Meteorological Monitoring Program: During tours of the meteorological tower and local data collection equipment, the inspectors observed the physical condition of the tower and its instruments and discussed equipment operability and maintenance history with a technician. The inspectors evaluated transmission of locally generated meteorological data to other licensee groups such as main control room operators and offsite meteorology contractors. For the meteorological measurements of wind speed, wind direction, and temperature, the inspectors reviewed calibration records for applicable tower instrumentation and evaluated measurement data recovery for 2006 and 2007.

Licensee procedures and activities related to meteorological monitoring were evaluated against the ODCM; UFSAR Chapter 2; ANSI/ANS-2.5-1984, Standard for Determining Meteorological Information at Nuclear Power Sites; and Safety Guide 23, Onsite Meteorological Programs. Documents reviewed are listed in Section 2PS3 of the report

.

Unrestricted Release of Materials from the Radiologically Controlled Area (RCA)
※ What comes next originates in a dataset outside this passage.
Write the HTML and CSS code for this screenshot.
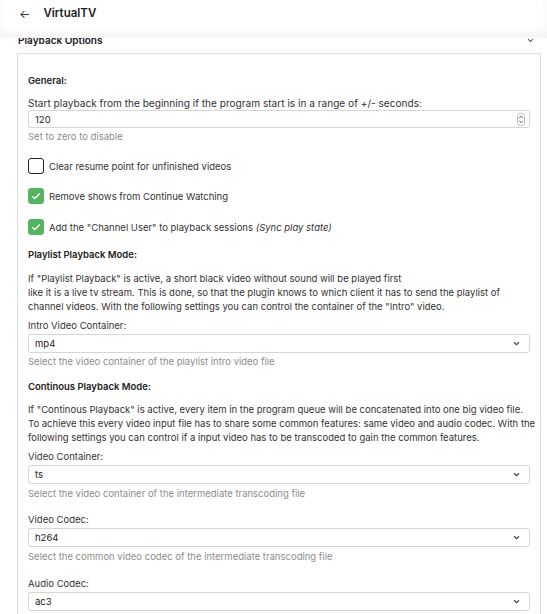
FILE: index.html
```html
<!DOCTYPE html>
<html>
<head>
<meta charset="utf-8">
<link rel="stylesheet" href="styles.css">
</head>
<body>
<header class="topbar">
  <span class="back">&#8592;</span>
  <span class="title">VirtualTV</span>
</header>
<main class="page">
  <div class="section-head">
    <span class="section-title">Playback Options</span>
    <svg class="chev" width="7" height="5" viewBox="0 0 7 5"><path d="M1 1.2 L3.5 3.6 L6 1.2" fill="none" stroke="#555" stroke-width="1.1"/></svg>
  </div>
  <div class="panel">
    <div class="heading">General:</div>
    <div class="label big gap-s">Start playback from the beginning if the program start is in a range of +/- seconds:</div>
    <div class="field number">
      <span>120</span>
      <span class="spin">
        <svg width="8" height="13" viewBox="0 0 8 13"><rect x="0.5" y="0.5" width="7" height="12" rx="3" fill="#fff" stroke="#bbb"/><path d="M2.3 5 L4 3.3 L5.7 5" fill="none" stroke="#444" stroke-width="0.9"/><path d="M2.3 8 L4 9.7 L5.7 8" fill="none" stroke="#444" stroke-width="0.9"/></svg>
      </span>
    </div>
    <div class="help first-help">Set to zero to disable</div>

    <div class="check first">
      <span class="box"></span>
      <span>Clear resume point for unfinished videos</span>
    </div>
    <div class="check second">
      <span class="box on"><svg width="10" height="8" viewBox="0 0 10 8"><path d="M1.3 4.2 L3.8 6.5 L8.7 1.4" fill="none" stroke="#fff" stroke-width="1.4"/></svg></span>
      <span>Remove shows from Continue Watching</span>
    </div>
    <div class="check">
      <span class="box on"><svg width="10" height="8" viewBox="0 0 10 8"><path d="M1.3 4.2 L3.8 6.5 L8.7 1.4" fill="none" stroke="#fff" stroke-width="1.4"/></svg></span>
      <span>Add the "Channel User" to playback sessions <em>(Sync play state)</em></span>
    </div>

    <div class="heading gap-h">Playlist Playback Mode:</div>
    <p class="para first-para">If "Playlist Playback" is active, a short black video without sound will be played first<br>like it is a live tv stream. This is done, so that the plugin knows to which client it has to send the playlist of<br>channel videos. With the following settings you can control the container of the "Intro" video.</p>
    <div class="label gap-m">Intro Video Container:</div>
    <div class="field select"><span>mp4</span><svg class="dd" width="7" height="5" viewBox="0 0 7 5"><path d="M1 1.2 L3.5 3.6 L6 1.2" fill="none" stroke="#444" stroke-width="1.2"/></svg></div>
    <div class="help intro-help">Select the video container of the playlist intro video file</div>

    <div class="heading gap-h2">Continous Playback Mode:</div>
    <p class="para">If "Continous Playback" is active, every item in the program queue will be concatenated into one big video file.<br>To achieve this every video input file has to share some common features: same video and audio codec. With the<br>following settings you can control if a input video has to be transcoded to gain the common features.</p>
    <div class="label gap-m2">Video Container:</div>
    <div class="field select"><span>ts</span><svg class="dd" width="7" height="5" viewBox="0 0 7 5"><path d="M1 1.2 L3.5 3.6 L6 1.2" fill="none" stroke="#444" stroke-width="1.2"/></svg></div>
    <div class="help">Select the video container of the intermediate transcoding file</div>
    <div class="label gap-l">Video Codec:</div>
    <div class="field select"><span>h264</span><svg class="dd" width="7" height="5" viewBox="0 0 7 5"><path d="M1 1.2 L3.5 3.6 L6 1.2" fill="none" stroke="#444" stroke-width="1.2"/></svg></div>
    <div class="help">Select the common video codec of the intermediate transcoding file</div>
    <div class="label gap-l2">Audio Codec:</div>
    <div class="field select"><span>ac3</span><svg class="dd" width="7" height="5" viewBox="0 0 7 5"><path d="M1 1.2 L3.5 3.6 L6 1.2" fill="none" stroke="#444" stroke-width="1.2"/></svg></div>
  </div>
</main>
</body>
</html>
```
FILE: styles.css
```css
html, body {
  margin: 0;
  padding: 0;
  background: #fff;
  height: 614px;
  overflow: hidden;
}
body {
  font-family: Inter, "Liberation Sans", sans-serif;
  font-size: 9.5px;
  color: #2b2b2b;
}
.topbar {
  position: fixed;
  top: 0;
  left: 0;
  right: 0;
  height: 38px;
  background: #fff;
  box-shadow: 0 -6px 8px rgba(0, 0, 0, 0.045) inset;
  display: flex;
  align-items: center;
  padding: 0 0 12px 19px;
  box-sizing: border-box;
  z-index: 2;
}
.back {
  font-size: 12px;
  color: #333;
  margin-right: 13px;
}
.title {
  font-size: 11.5px;
  font-weight: 600;
  color: #222;
}
.page {
  padding: 31px 6px 0 17px;
}
.section-head {
  display: flex;
  justify-content: space-between;
  align-items: center;
  height: 18px;
  padding: 0 7px 0 1px;
}
.section-title {
  font-weight: 600;
  font-size: 10px;
  color: #222;
}
.panel {
  margin-top: 4px;
  border: 1px solid #dcdcdc;
  padding: 20px 10px 10px 10px;
}
.heading {
  font-weight: 600;
  line-height: 14px;
  color: #222;
}
.label {
  line-height: 14px;
  color: #333;
}
.label.big {
  font-size: 10.1px;
}
.gap-s { margin-top: 8px; }
.gap-m { margin-top: 5px; }
.gap-m2 { margin-top: 5px; }
.gap-l { margin-top: 12px; }
.gap-l2 { margin-top: 13px; }
.gap-h { margin-top: 13px; }
.gap-h2 { margin-top: 11px; }
.field {
  margin-top: 0;
  height: 18px;
  box-sizing: border-box;
  border: 1px solid #d6d6d6;
  border-radius: 3px;
  display: flex;
  align-items: center;
  justify-content: space-between;
  padding: 0 4px 0 6px;
  color: #222;
}
.select {
  margin-top: 1px;
  height: 19px;
  padding-right: 9px;
}
.spin {
  display: flex;
}
.help {
  margin-top: 3px;
  line-height: 14px;
  color: #8d8d8d;
}
.help.first-help,
.help.intro-help {
  margin-top: 2px;
}
.check {
  display: flex;
  align-items: center;
  gap: 5px;
  height: 16px;
  margin-top: 15px;
  color: #333;
}
.check.first { margin-top: 14px; }
.check.second { margin-top: 14px; }
.box {
  width: 16px;
  height: 16px;
  box-sizing: border-box;
  border: 1px solid #222;
  border-radius: 3px;
  display: flex;
  align-items: center;
  justify-content: center;
}
.box.on {
  background: #55b45e;
  border-color: #55b45e;
}
.para {
  margin: 9px 0 0 0;
  line-height: 14px;
  color: #333;
  white-space: nowrap;
}
.para.first-para {
  margin-top: 10px;
}
```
The inspectors observed surveys of material and personnel being released from the RCA using small article monitor, personnel contamination monitor, and portal monitor instruments. The inspectors also reviewed source check documentation of these instruments and discussed equipment sensitivity and release program guidance with licensee staff. The inspectors evaluated the appropriateness and accuracy of release survey instrumentation for radionuclides identified in recent 10 CFR 61 waste stream analyses. This was accomplished by comparing the waste stream analysis results with radionuclides used in current calibration sources and performance check sources. The inspectors also reviewed the last two calibration records for selected release point survey instruments.

Licensee programs for monitoring materials and personnel released from the RCA were evaluated against 10 CFR Part 20 and IE Circular 81-07, Control of Radioactively Contaminated Material. Documents reviewed are listed in Section 2PS3 of the report

.

Problem Identification and Resolution: The inspectors reviewed selected NCRs in the areas of environmental monitoring, meteorological monitoring, and release of materials.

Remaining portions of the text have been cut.